Whether anyone will spend $45,000 for it is another matter entirely. GM plans to offer the Chevrolet Volt range-extended EV for $40,000 or less. Nissan is working on an EV that could come in at around $30,000.
Czinger says the battery is the big-ticket item driving the cost, and the company simply can’t build the Coda for any less. He expects that to change as EVs catch on, battery technology advances and production ramps up.
“Over the next five years, you’re going to see these costs come down tremendously,” he said. “Our intent is to bring that (cost) down to the low 30s and then into the 20s.”
The company plans to take orders through its website and will establish a small network of dealers in major cities.
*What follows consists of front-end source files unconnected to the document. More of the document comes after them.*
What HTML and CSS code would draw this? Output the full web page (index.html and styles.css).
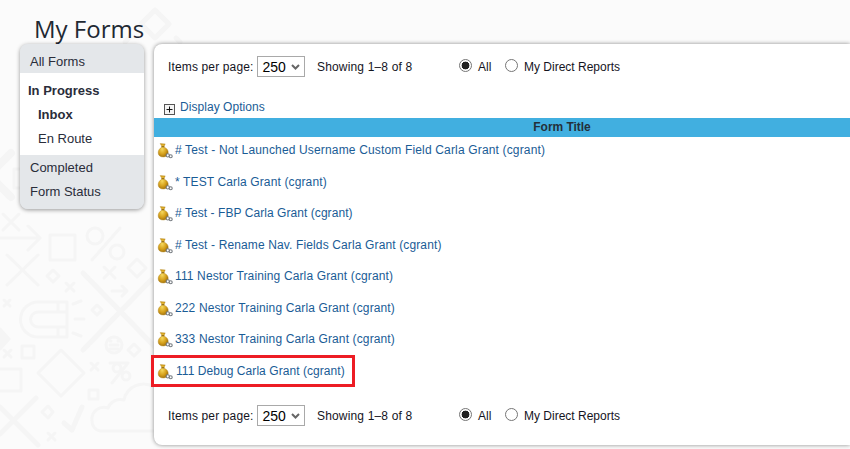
FILE: index.html
```html
<!DOCTYPE html>
<html lang="en">
<head>
<meta charset="utf-8">
<title>My Forms</title>
<link rel="stylesheet" href="styles.css">
</head>
<body>
<svg class="backdrop" width="850" height="449" viewBox="0 0 850 449" aria-hidden="true">
  <g fill="none" stroke-linecap="round" stroke-linejoin="round" class="bg-lines">
    <path d="M3 214l16 16M19 214L3 230"/>
    <path d="M0 238h38M28 226l12 12-12 12"/>
    <rect x="50" y="235" width="25" height="25"/>
    <circle cx="95" cy="236" r="8"/><circle cx="117" cy="252" r="7"/><path d="M92 260l28-32"/>
    <path d="M7 285l31-30M7 255l31 30"/>
    <path d="M53 270l6 6-6 6-6-6z"/>
    <path d="M66 283l8 8M74 283l-8 8"/>
    <path d="M104 267l11 11M115 267l-11 11"/>
    <path d="M137 259l9 9-9 9-9-9z"/>
    <path d="M112 291h15M122 286l5 5-5 5"/>
    <path d="M83 273l72 74M83 350l68-70" class="thick"/>
    <path d="M4 300l6 6M10 300l-6 6"/>
    <path d="M67 302H38a17 17 0 0 0 0 35h29zM67 312H38a7 7 0 0 0 0 15h29M58 302v10M58 327v10"/>
    <path d="M73 304l8-3M75 319h9M73 333l8 3"/>
    <path d="M97 305l5 5-5 5-5-5z"/>
    <path d="M0 329l9 10-9 10z" class="solid"/>
    <circle cx="114" cy="345" r="8"/><path d="M110 345h8M110 341h1M118 341h1M110 349h8"/>
    <path d="M134 344l6 6-6 6-6-6z"/>
    <path d="M4 350l7 7M11 350l-7 7"/>
    <rect x="22" y="346" width="12" height="12"/>
    <path d="M0 369h21v22H0"/>
    <path d="M61 350l23 23-23 23-23-23z"/>
    <path d="M91 363l7 7M98 363l-7 7"/>
    <circle cx="117" cy="368" r="4"/><circle cx="126" cy="376" r="4"/><path d="M112 383l16-20M110 363h18"/>
    <rect x="89" y="390" width="9" height="9"/>
    <path d="M0 407l38 38M36 398L0 434" class="thick"/>
    <path d="M48 406l5 6-5 6-6-6z"/>
    <path d="M64 423l8 7 10-23" class="thick"/>
    <path d="M48 433l7 7M55 433l-7 7"/>
    <path d="M154 387a20 20 0 0 0-30 13 13 13 0 0 0-16 8 12 12 0 0 0-16 13 10 10 0 0 0 8 10h54"/>
    <path d="M155 10l14 14-14 14-14-14z" class="thick"/>
    <path d="M125 42l4-4M180 42l-4-4" class="thick"/>
    <path d="M11 153l-22 22 22 22" class="wide"/>
    <rect x="14" y="169" width="10" height="19"/>
  </g>
</svg>

<div class="page">
  <h1 class="page-title">My Forms</h1>
  <div class="layout">
    <nav class="sidebar">
      <div class="nav-group nav-group-first">
        <a class="nav-item">All Forms</a>
      </div>
      <div class="nav-group nav-group-current">
        <a class="nav-item nav-heading">In Progress</a>
        <a class="nav-item nav-sub nav-active">Inbox</a>
        <a class="nav-item nav-sub">En Route</a>
      </div>
      <div class="nav-group nav-group-last">
        <a class="nav-item">Completed</a>
        <a class="nav-item">Form Status</a>
      </div>
    </nav>

    <main class="card">
      <div class="toolbar">
        <label class="per-page">Items per page:
          <select class="per-page-select"><option>250</option></select>
        </label>
        <span class="showing">Showing 1–8 of 8</span>
        <label class="radio radio-all"><input type="radio" name="scope-top" checked> All</label>
        <label class="radio"><input type="radio" name="scope-top"> My Direct Reports</label>
      </div>

      <div class="display-options">
        <span class="expander"><svg width="11" height="11" viewBox="0 0 11 11"><rect x=".5" y=".5" width="10" height="10" fill="#f4f4f4" stroke="#555"/><path d="M2.5 5.500h6M5.500 2.500v6" stroke="#111" fill="none"/></svg></span>
        <a class="display-link">Display Options</a>
      </div>

      <div class="table-head">Form Title</div>

      <svg width="0" height="0" class="defs" aria-hidden="true">
        <defs>
          <radialGradient id="gold" cx=".4" cy=".4" r=".7">
            <stop offset="0" stop-color="#f6d95f"/><stop offset=".55" stop-color="#d6a11c"/><stop offset="1" stop-color="#94660c"/>
          </radialGradient>
          <symbol id="bag" viewBox="0 0 16 16">
            <path d="M3.200 .6l5 .3-1.200 2.500.6 1C10.300 5.500 11.400 7.600 11.200 9.700 11 12.300 9 14 6.200 14S1.300 12.500 1.200 9.900C1.100 7.500 2.600 5.300 4.700 4.300L4.800 3.300z" fill="url(#gold)" stroke="#b08418" stroke-width=".4"/>
            <path d="M4.500 3.700l2.900.1" stroke="#7a5408" stroke-width=".9"/>
            <circle cx="10.800" cy="12.400" r="1.600" fill="#fff" stroke="#767b80" stroke-width="1.100"/>
            <circle cx="13.700" cy="13.300" r="1.500" fill="#fff" stroke="#767b80" stroke-width="1.100"/>
          </symbol>
        </defs>
      </svg>

      <ul class="rows">
        <li class="row"><svg class="bag"><use href="#bag"/></svg><a class="row-link row-link-loose"># Test - Not Launched Username Custom Field Carla Grant (cgrant)</a></li>
        <li class="row"><svg class="bag"><use href="#bag"/></svg><a class="row-link">* TEST Carla Grant (cgrant)</a></li>
        <li class="row"><svg class="bag"><use href="#bag"/></svg><a class="row-link row-link-tight"># Test - FBP Carla Grant (cgrant)</a></li>
        <li class="row"><svg class="bag"><use href="#bag"/></svg><a class="row-link"># Test - Rename Nav. Fields Carla Grant (cgrant)</a></li>
        <li class="row"><svg class="bag"><use href="#bag"/></svg><a class="row-link">111 Nestor Training Carla Grant (cgrant)</a></li>
        <li class="row"><svg class="bag"><use href="#bag"/></svg><a class="row-link">222 Nestor Training Carla Grant (cgrant)</a></li>
        <li class="row"><svg class="bag"><use href="#bag"/></svg><a class="row-link">333 Nestor Training Carla Grant (cgrant)</a></li>
        <li class="row"><span class="highlight"><svg class="bag"><use href="#bag"/></svg><a class="row-link row-link-tight row-link-wide">111 Debug Carla Grant (cgrant)</a></span></li>
      </ul>

      <div class="toolbar toolbar-bottom">
        <label class="per-page">Items per page:
          <select class="per-page-select"><option>250</option></select>
        </label>
        <span class="showing">Showing 1–8 of 8</span>
        <label class="radio radio-all"><input type="radio" name="scope-bottom" checked> All</label>
        <label class="radio"><input type="radio" name="scope-bottom"> My Direct Reports</label>
      </div>
    </main>
  </div>
</div>
</body>
</html>
```

FILE: styles.css
```css
* { box-sizing: border-box; }
html, body { margin: 0; height: 100%; overflow: hidden; }
body {
  background: #fbfbfb;
  font-family: "Liberation Sans", Arial, sans-serif;
  font-size: 12px;
  color: #1c1c28;
}
.backdrop { position: absolute; left: 0; top: 0; z-index: 0; }
.bg-lines { stroke: #f5f5f5; stroke-width: 3; }
.bg-lines .thick { stroke-width: 5; }
.bg-lines .wide { stroke-width: 8; }
.bg-lines .solid { fill: #f5f5f5; }
.page { position: relative; z-index: 1; }
.page-title {
  margin: 0 0 0 34px;
  height: 44px;
  padding-top: 12px;
  font-family: "Open Sans", sans-serif;
  font-weight: 400;
  font-size: 24px;
  line-height: 33px;
  color: #1f2933;
}
.layout { display: flex; align-items: flex-start; gap: 10px; padding-left: 20px; }

.sidebar {
  width: 124px;
  flex: none;
  background: #e4e7ea;
  border-radius: 8px;
  box-shadow: 0 1px 4px rgba(0,0,0,.4);
  overflow: hidden;
  font-size: 13px;
}
.nav-group { background: #e4e7ea; }
.nav-group-first { padding-top: 5px; }
.nav-group-current { background: #fff; padding: 5px 0; }
.nav-group-last { padding-bottom: 6px; }
.nav-item { display: block; height: 24px; line-height: 26px; padding-left: 10px; color: #2a2d3a; }
.nav-heading { font-weight: 700; padding-left: 8px; }
.nav-sub { padding-left: 18px; }
.nav-active { font-weight: 700; }

.card {
  flex: 1;
  height: 401px;
  background: #fff;
  border-radius: 8px 0 0 8px;
  box-shadow: 0 0 4px rgba(0,0,0,.45);
  letter-spacing: .14px;
}
.toolbar { display: flex; align-items: center; height: 21px; margin-top: 12px; padding-left: 14px; color: #14141e; }
.per-page { display: flex; align-items: center; gap: 4px; width: 149px; flex: none; }
.per-page-select {
  appearance: none;
  width: 48px;
  height: 21px;
  flex: none;
  font-family: "Liberation Sans", Arial, sans-serif;
  font-size: 14px;
  color: #000;
  border: 1px solid #a9a9a9;
  border-radius: 0;
  padding: 0 0 0 4px;
  background: #fff url("data:image/svg+xml,%3Csvg xmlns='http://www.w3.org/2000/svg' width='9' height='6'%3E%3Cpath d='M1 1l3.500 3.500L8 1' fill='none' stroke='%23666' stroke-width='2'/%3E%3C/svg%3E") no-repeat right 4px center;
}
.showing { width: 142px; flex: none; letter-spacing: .16px; }
.radio { display: flex; align-items: center; gap: 6px; letter-spacing: 0; }
.radio input {
  appearance: none;
  margin: 0;
  width: 13px;
  height: 13px;
  border: 1px solid #767676;
  border-radius: 50%;
  background: #fff;
  position: relative;
  top: -1px;
}
.radio input:checked { background: radial-gradient(circle, #222 0, #222 3.6px, #fff 4.2px); }
.radio-all { width: 46px; flex: none; }
.display-options { display: flex; align-items: flex-start; height: 23px; margin-top: 18px; padding-left: 10px; gap: 5px; }
.expander { display: block; margin-top: 9px; height: 11px; }
.display-link { line-height: 14px; margin-top: 5px; color: #1a5c96; letter-spacing: .05px; }
.table-head {
  height: 19px;
  line-height: 19px;
  padding-left: 120px;
  background: #41afe0;
  text-align: center;
  font-weight: 700;
  color: #24303a;
  letter-spacing: -.05px;
}
.defs { position: absolute; }
.rows { list-style: none; margin: 0; padding: 0; display: grid; grid-auto-rows: 31.5px; }
.row { display: flex; align-items: flex-start; padding-left: 3px; padding-top: 6px; }
.bag { width: 16px; height: 16px; flex: none; }
.row-link { margin-left: 2px; line-height: 14px; color: #1a5c96; letter-spacing: .13px; }
.row-link-loose { letter-spacing: .16px; }
.row-link-tight { letter-spacing: .06px; }
.row-link-wide { margin-left: 3px; }
.highlight { display: inline-flex; align-items: flex-start; outline: 3px solid #ed1c24; margin: -6px 0 0 -3px; padding: 6px 0 0 3px; height: 26px; width: 198px; }
.toolbar-bottom { margin-top: 16px; }
```
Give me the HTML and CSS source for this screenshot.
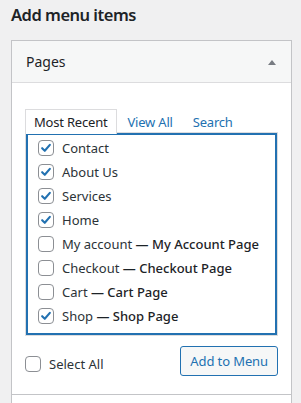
FILE: index.html
```html
<!DOCTYPE html>
<html>
<head>
<meta charset="utf-8">
<link rel="stylesheet" href="styles.css">
</head>
<body>
<div class="wrap">
  <h2 class="title">Add menu items</h2>
  <div class="box">
    <div class="box-head">
      <span class="head-label">Pages</span>
      <span class="arrow"></span>
    </div>
    <div class="box-body">
      <div class="tabs">
        <span class="tab active">Most Recent</span>
        <span class="tab link">View All</span>
        <span class="tab link">Search</span>
      </div>
      <div class="panel">
        <label class="row"><span class="cb checked"><svg viewBox="0 0 16 16"><path d="M3.6 8.2 L6.6 11.2 L12.4 4.4" fill="none" stroke="#2271b1" stroke-width="2.4" stroke-linecap="round" stroke-linejoin="round"/></svg></span><span class="lbl">Contact</span></label>
        <label class="row"><span class="cb checked"><svg viewBox="0 0 16 16"><path d="M3.6 8.2 L6.6 11.2 L12.4 4.4" fill="none" stroke="#2271b1" stroke-width="2.4" stroke-linecap="round" stroke-linejoin="round"/></svg></span><span class="lbl">About Us</span></label>
        <label class="row"><span class="cb checked"><svg viewBox="0 0 16 16"><path d="M3.6 8.2 L6.6 11.2 L12.4 4.4" fill="none" stroke="#2271b1" stroke-width="2.4" stroke-linecap="round" stroke-linejoin="round"/></svg></span><span class="lbl">Services</span></label>
        <label class="row"><span class="cb checked"><svg viewBox="0 0 16 16"><path d="M3.6 8.2 L6.6 11.2 L12.4 4.4" fill="none" stroke="#2271b1" stroke-width="2.4" stroke-linecap="round" stroke-linejoin="round"/></svg></span><span class="lbl">Home</span></label>
        <label class="row"><span class="cb"></span><span class="lbl">My account <span class="state">— My Account Page</span></span></label>
        <label class="row"><span class="cb"></span><span class="lbl">Checkout <span class="state">— Checkout Page</span></span></label>
        <label class="row"><span class="cb"></span><span class="lbl">Cart <span class="state">— Cart Page</span></span></label>
        <label class="row"><span class="cb checked"><svg viewBox="0 0 16 16"><path d="M3.6 8.2 L6.6 11.2 L12.4 4.4" fill="none" stroke="#2271b1" stroke-width="2.4" stroke-linecap="round" stroke-linejoin="round"/></svg></span><span class="lbl">Shop <span class="state">— Shop Page</span></span></label>
      </div>
      <div class="actions">
        <label class="select-all"><span class="cb"></span><span class="lbl">Select All</span></label>
        <span class="button">Add to Menu</span>
      </div>
    </div>
  </div>
  <div class="next-section"></div>
</div>
</body>
</html>
```
FILE: styles.css
```css
html, body {
  margin: 0;
  padding: 0;
  background: #f0f0f1;
  font-family: "Noto Sans", "Open Sans", sans-serif;
  color: #2c3338;
}
.wrap {
  padding: 0 9px 0 11px;
}
.title {
  margin: 0;
  height: 40px;
  box-sizing: border-box;
  padding-top: 3px;
  font-size: 16.5px;
  font-weight: 600;
  line-height: 24px;
  color: #1d2327;
  letter-spacing: -0.5px;
}
.box {
  border: 1px solid #c3c4c7;
  border-bottom: none;
  background: #fff;
}
.box-head {
  height: 42px;
  box-sizing: border-box;
  background: #f6f7f7;
  border-bottom: 1px solid #dcdcde;
  display: flex;
  align-items: center;
  justify-content: space-between;
  padding: 1px 15px 0 14px;
}
.head-label {
  font-size: 14px;
  color: #1d2327;
  line-height: 20px;
}
.arrow {
  width: 0;
  height: 0;
  border-left: 4px solid transparent;
  border-right: 4px solid transparent;
  border-bottom: 5px solid #787c82;
}
.box-body {
  padding: 26px 13px 18px 13px;
}
.tabs {
  display: flex;
  height: 25px;
  position: relative;
  z-index: 1;
  margin-bottom: -1px;
}
.tab {
  font-size: 13px;
  line-height: 24px;
  box-sizing: border-box;
  height: 25px;
  border: 1px solid transparent;
  border-bottom: none;
  letter-spacing: -0.2px;
}
.tab.active {
  background: #fff;
  border-color: #dcdcde;
  color: #1d2327;
  padding: 0 9px 0 8px;
}
.tab.link {
  color: #2271b1;
  padding: 0 9px;
}
.panel {
  border: 2px solid #2271b1;
  margin-left: 1px;
  width: 251px;
  box-sizing: border-box;
  padding: 1px 0 5px 10px;
  box-shadow: 0 0 0 1px #dcdcde;
}
.row {
  display: flex;
  align-items: center;
  height: 24px;
}
.cb {
  width: 16px;
  height: 16px;
  box-sizing: border-box;
  border: 1px solid #8c8f94;
  border-radius: 4px;
  background: #fff;
  flex: none;
  display: flex;
  align-items: center;
  justify-content: center;
}
.cb svg {
  width: 16px;
  height: 16px;
  display: block;
}
.lbl {
  margin-left: 8px;
  font-size: 13px;
  line-height: 20px;
  color: #2c3338;
  white-space: nowrap;
}
.state {
  font-weight: 500;
  color: #1d2327;
}
.actions {
  display: flex;
  justify-content: space-between;
  align-items: center;
  margin-top: 11px;
  width: 253px;
}
.select-all {
  display: flex;
  align-items: center;
  margin-top: 5px;
}
.button {
  height: 30px;
  box-sizing: border-box;
  border: 1px solid #2271b1;
  border-radius: 3px;
  background: #f6f7f7;
  color: #2271b1;
  font-size: 13px;
  line-height: 28px;
  padding: 0 9px;
  letter-spacing: -0.1px;
}
.next-section {
  border: 1px solid #c3c4c7;
  border-bottom: none;
  height: 10px;
  background: #fff;
}
```
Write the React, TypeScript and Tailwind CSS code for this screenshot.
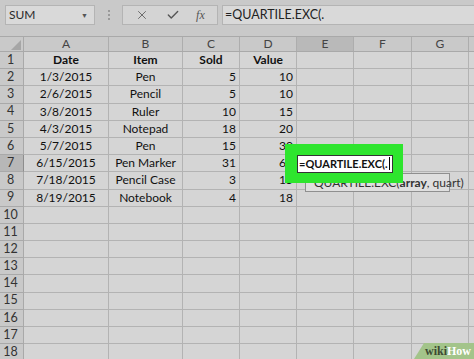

It also is working with an unnamed company to provide 24-hour roadside assistance and plans to outsource service and repairs to a third-party that will provide “500-plus” service locations throughout California.
Despite the price, Czinger is confident he’ll sell every one of the 2,700 cars the company plans to build next year.
“Our market research has shown we’ll have sufficient demand to sell our our initial run,” he says. “We really believe this technology is ready for prime time.”
UPDATE 10:30 a.m. Eastern June 4 to answer questions raised by a commenter:
Coda Automotive says the battery is warrantied for eight years but believes the battery has a service life longer than that, though it didn’t offer a specific figure. Nor did it say what a replacement might cost.
As for the operating cost, Coda didn’t say. But Nissan has said its forthcoming EV will cost 4 cents per mile to operate if you figure gas is four bucks a gallon, electricity is 14 cents a kilowatt hour and you drive 15,000 miles a year. Compare that to the 13 cents a mile you’ll pay in a car that gets 30 mpg. Nissan says its EV will cost about 90 cents to charge if you plug it in off-peak. Figure about the same for the Coda.